Nun also das Landgericht Stuttgart. Nuhr Anwälte hatten bei der 17. Zivilkammer eine Unterlassungserklärung Erhat Toka beantragt.

Toka hatte auf seine Internetseite ein Porträtfoto Nuhrs in ein Verbotsschild montiert. Der Antrag Nuhrs: Der vollbärtige Osnabrücker habe es zu unterlassen, Nuhrs Foto zu verwenden und er dürfe den Kabarettisten nicht mehr „Hassprediger“ nennen. Die Richter haben einen Spagat gemacht. Sie verurteilten Toka am Dienstag es zu unterlassen, „Bildnisse des Klägers ohne dessen Zustimmung öffentlich zur Schau zu stellen“. Bei Zuwiderhandlung droht Toka ein Ordnungsgeld von 250 000 Euro, ersatzweise Ordnungshaft bis zu sechs Monaten.

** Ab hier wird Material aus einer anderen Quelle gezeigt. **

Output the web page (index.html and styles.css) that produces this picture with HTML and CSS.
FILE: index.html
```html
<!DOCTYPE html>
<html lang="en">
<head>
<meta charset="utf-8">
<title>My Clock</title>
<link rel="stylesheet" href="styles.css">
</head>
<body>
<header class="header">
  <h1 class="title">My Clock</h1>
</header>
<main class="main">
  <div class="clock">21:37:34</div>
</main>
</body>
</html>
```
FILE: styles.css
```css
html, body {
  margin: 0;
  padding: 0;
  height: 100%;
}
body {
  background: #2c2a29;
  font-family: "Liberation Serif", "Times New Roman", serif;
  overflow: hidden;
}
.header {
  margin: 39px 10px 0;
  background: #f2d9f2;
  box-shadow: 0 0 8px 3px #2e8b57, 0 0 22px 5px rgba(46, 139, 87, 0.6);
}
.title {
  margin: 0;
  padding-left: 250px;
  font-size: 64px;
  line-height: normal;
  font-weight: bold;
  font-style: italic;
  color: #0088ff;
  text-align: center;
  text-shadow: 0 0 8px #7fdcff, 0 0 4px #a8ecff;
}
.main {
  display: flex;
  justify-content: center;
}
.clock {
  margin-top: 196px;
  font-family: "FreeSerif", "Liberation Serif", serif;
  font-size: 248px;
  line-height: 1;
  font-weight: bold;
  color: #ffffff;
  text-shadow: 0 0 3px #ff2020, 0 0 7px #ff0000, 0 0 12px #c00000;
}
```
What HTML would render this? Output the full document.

Beim zweiten Punkt scheiterte Nuhrs Antrag. Erhat Toka darf den Kabarettisten weiter einen „Hassprediger“ nennen. Das sei nicht zu beanstanden. Die Verwendung des Begriffs verletzte nicht das allgemeine Persönlichkeitsrecht des Klägers, so die Richter der 17. Kammer. Bei der Abwägung obsiege in diesem Fall die Meinungsfreiheit über das Persönlichkeitsrecht. Soll heißen: Nuhr teilt in diesem Meinungskampf deftig aus, Toka schlägt deftig zurück. Das muss der TV-Mann nach Ansicht der Stuttgarter Richter hinnehmen. „Die Grenze zur unzulässigen Schmähkritik ist noch nicht überschritten“, erläutert Landgerichtssprecher Bernhard Schabel.

Da sich die beiden Parteien die Kosten des Rechtsstreit fast hälftig teilen, können beide in Berufung gehen. Dann müsste sich das Oberlandesgericht mit dem Streit Nuhr gegen Toka oder Toka gegen Nuhr befassen.